PROBLEM DETAILS: Scan the data below for the string "index". Show every line where it turns up.

DATASET EXTRACT:
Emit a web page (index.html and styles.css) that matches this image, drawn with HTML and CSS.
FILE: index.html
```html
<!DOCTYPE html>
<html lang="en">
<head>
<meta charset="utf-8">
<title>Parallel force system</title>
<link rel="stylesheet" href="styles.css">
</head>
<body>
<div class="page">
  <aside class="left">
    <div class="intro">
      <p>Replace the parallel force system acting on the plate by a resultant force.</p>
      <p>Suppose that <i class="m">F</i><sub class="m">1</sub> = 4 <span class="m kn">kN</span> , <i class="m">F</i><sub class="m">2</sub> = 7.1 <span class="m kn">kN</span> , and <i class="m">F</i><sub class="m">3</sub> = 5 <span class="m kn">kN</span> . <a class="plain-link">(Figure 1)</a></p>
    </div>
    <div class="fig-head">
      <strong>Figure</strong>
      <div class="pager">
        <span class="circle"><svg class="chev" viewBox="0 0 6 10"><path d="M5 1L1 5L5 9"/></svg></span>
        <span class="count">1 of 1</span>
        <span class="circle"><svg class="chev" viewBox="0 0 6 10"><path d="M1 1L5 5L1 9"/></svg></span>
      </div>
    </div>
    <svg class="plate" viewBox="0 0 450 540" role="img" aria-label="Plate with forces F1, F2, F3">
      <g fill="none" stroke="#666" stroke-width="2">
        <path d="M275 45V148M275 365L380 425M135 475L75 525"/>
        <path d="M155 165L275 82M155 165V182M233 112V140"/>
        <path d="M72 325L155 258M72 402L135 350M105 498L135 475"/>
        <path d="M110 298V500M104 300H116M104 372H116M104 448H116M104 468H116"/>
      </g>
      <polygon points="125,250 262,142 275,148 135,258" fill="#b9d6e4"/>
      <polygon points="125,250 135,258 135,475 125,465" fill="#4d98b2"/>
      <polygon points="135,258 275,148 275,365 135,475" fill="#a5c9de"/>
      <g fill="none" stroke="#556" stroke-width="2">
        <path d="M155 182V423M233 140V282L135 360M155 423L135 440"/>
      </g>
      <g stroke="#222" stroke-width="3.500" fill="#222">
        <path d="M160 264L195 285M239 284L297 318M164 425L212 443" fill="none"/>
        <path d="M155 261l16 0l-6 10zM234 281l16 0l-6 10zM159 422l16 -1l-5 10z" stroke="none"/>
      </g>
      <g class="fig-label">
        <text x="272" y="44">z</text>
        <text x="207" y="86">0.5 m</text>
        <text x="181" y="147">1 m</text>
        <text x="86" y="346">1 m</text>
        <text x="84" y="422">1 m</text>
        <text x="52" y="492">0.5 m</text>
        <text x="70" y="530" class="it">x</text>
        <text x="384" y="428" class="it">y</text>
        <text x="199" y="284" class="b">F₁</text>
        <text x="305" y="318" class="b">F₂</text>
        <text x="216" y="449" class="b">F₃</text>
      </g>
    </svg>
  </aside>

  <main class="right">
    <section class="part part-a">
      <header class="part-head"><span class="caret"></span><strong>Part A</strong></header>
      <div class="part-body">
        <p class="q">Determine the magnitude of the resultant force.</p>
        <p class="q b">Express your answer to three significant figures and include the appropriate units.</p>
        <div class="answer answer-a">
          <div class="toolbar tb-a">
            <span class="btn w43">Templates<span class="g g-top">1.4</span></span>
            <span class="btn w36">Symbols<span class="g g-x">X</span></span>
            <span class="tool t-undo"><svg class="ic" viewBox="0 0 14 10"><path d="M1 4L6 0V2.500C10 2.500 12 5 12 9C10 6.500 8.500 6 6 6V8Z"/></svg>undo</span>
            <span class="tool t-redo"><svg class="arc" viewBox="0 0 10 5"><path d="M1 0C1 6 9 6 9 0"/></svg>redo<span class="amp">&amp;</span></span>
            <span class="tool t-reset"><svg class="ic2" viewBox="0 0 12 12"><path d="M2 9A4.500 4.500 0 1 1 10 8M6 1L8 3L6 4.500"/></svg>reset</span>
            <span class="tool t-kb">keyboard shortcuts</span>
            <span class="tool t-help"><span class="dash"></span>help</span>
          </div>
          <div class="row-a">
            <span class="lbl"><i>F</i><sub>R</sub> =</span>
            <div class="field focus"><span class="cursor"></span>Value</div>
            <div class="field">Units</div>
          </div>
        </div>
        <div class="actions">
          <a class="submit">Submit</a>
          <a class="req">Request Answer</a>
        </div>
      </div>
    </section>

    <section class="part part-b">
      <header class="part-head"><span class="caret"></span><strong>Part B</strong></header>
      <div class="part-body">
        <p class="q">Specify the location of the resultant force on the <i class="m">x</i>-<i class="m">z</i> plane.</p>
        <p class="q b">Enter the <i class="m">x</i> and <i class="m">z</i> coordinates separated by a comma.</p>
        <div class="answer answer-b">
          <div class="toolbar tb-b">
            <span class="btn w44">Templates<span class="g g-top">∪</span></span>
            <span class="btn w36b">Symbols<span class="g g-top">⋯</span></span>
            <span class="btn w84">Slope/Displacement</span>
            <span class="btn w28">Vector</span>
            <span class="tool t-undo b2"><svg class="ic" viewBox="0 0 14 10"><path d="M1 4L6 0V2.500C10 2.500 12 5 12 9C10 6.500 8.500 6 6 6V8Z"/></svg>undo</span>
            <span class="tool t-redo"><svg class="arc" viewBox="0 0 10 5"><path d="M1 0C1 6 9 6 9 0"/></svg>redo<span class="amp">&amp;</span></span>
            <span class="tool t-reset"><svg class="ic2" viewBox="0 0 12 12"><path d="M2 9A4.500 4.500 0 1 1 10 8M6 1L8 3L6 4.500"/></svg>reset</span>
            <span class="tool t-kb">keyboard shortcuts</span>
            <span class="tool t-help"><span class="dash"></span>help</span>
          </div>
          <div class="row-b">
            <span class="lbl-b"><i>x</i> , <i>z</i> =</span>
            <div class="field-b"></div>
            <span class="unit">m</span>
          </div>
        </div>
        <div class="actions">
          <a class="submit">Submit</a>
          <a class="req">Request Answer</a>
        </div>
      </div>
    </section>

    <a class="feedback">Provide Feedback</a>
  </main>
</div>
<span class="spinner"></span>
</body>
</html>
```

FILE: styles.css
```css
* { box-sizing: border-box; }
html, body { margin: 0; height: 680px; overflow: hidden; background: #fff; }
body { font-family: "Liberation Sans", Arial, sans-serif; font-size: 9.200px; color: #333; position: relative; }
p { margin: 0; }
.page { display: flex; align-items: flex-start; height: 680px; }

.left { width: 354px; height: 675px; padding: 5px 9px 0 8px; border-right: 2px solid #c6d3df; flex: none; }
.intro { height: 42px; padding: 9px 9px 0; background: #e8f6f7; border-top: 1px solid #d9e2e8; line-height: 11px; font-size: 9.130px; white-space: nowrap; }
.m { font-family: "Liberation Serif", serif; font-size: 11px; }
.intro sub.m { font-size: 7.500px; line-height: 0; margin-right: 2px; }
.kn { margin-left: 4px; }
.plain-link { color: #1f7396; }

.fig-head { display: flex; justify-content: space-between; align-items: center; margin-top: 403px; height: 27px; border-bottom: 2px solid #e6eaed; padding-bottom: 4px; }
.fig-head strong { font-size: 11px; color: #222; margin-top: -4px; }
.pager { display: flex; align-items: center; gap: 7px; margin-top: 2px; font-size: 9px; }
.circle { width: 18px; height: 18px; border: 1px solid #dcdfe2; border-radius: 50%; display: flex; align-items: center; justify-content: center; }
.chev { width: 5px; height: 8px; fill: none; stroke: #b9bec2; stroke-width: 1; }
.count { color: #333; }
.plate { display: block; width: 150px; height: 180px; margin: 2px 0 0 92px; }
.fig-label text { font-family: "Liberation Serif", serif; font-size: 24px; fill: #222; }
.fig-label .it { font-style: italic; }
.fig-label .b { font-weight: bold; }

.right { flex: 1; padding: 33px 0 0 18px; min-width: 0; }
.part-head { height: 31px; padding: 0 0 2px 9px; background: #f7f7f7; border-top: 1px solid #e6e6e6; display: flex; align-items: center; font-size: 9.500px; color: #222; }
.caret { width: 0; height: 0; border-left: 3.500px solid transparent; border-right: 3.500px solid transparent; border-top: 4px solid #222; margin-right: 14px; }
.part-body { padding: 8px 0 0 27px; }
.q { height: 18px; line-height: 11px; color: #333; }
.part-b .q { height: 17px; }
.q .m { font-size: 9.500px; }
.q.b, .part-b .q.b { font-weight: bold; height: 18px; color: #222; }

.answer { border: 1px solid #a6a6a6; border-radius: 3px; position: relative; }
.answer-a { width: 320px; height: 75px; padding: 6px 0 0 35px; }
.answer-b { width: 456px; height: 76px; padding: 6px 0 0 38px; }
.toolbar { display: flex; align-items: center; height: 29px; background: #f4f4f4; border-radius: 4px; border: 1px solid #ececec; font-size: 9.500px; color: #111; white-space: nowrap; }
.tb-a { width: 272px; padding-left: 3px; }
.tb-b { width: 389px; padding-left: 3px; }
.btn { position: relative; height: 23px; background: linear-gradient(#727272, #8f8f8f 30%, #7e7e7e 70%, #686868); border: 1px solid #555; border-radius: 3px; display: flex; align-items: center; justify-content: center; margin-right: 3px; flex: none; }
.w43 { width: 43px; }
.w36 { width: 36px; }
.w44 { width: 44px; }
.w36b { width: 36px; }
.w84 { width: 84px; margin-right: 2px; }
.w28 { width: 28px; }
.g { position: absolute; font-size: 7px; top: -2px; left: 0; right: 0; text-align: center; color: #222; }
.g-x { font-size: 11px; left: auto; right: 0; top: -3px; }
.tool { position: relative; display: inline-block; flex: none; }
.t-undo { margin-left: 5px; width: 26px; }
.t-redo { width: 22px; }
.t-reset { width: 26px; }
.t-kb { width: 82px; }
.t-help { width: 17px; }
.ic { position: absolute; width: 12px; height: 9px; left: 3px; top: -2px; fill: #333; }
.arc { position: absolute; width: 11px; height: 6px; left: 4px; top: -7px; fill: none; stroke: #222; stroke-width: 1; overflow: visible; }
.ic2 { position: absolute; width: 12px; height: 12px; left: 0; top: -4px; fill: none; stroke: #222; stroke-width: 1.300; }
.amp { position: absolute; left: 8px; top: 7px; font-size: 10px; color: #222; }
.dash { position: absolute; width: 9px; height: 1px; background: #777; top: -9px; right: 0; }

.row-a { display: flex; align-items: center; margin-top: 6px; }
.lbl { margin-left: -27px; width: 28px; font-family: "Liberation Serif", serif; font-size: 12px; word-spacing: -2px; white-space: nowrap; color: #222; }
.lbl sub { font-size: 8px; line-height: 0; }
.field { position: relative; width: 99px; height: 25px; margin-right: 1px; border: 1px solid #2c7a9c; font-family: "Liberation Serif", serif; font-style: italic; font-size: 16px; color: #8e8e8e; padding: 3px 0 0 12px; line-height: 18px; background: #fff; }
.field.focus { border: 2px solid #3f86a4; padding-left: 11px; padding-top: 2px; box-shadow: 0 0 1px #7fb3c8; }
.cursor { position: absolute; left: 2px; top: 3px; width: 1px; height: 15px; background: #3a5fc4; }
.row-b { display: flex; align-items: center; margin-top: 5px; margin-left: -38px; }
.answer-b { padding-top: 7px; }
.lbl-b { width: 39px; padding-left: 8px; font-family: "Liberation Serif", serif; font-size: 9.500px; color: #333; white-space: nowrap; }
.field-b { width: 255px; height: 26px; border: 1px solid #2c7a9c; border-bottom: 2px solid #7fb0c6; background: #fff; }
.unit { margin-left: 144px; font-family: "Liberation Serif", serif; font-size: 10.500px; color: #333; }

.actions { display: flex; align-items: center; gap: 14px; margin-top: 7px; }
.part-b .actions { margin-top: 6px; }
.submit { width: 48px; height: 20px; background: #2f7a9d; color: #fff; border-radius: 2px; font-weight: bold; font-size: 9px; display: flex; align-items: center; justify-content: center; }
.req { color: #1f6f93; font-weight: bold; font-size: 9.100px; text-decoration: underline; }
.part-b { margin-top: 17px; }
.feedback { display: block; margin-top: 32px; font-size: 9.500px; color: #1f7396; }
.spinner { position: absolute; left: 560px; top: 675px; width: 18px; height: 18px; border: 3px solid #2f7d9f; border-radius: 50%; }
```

REPLY:
Emit a web page (index.html and styles.css) that matches this image, drawn with HTML and CSS.
FILE: index.html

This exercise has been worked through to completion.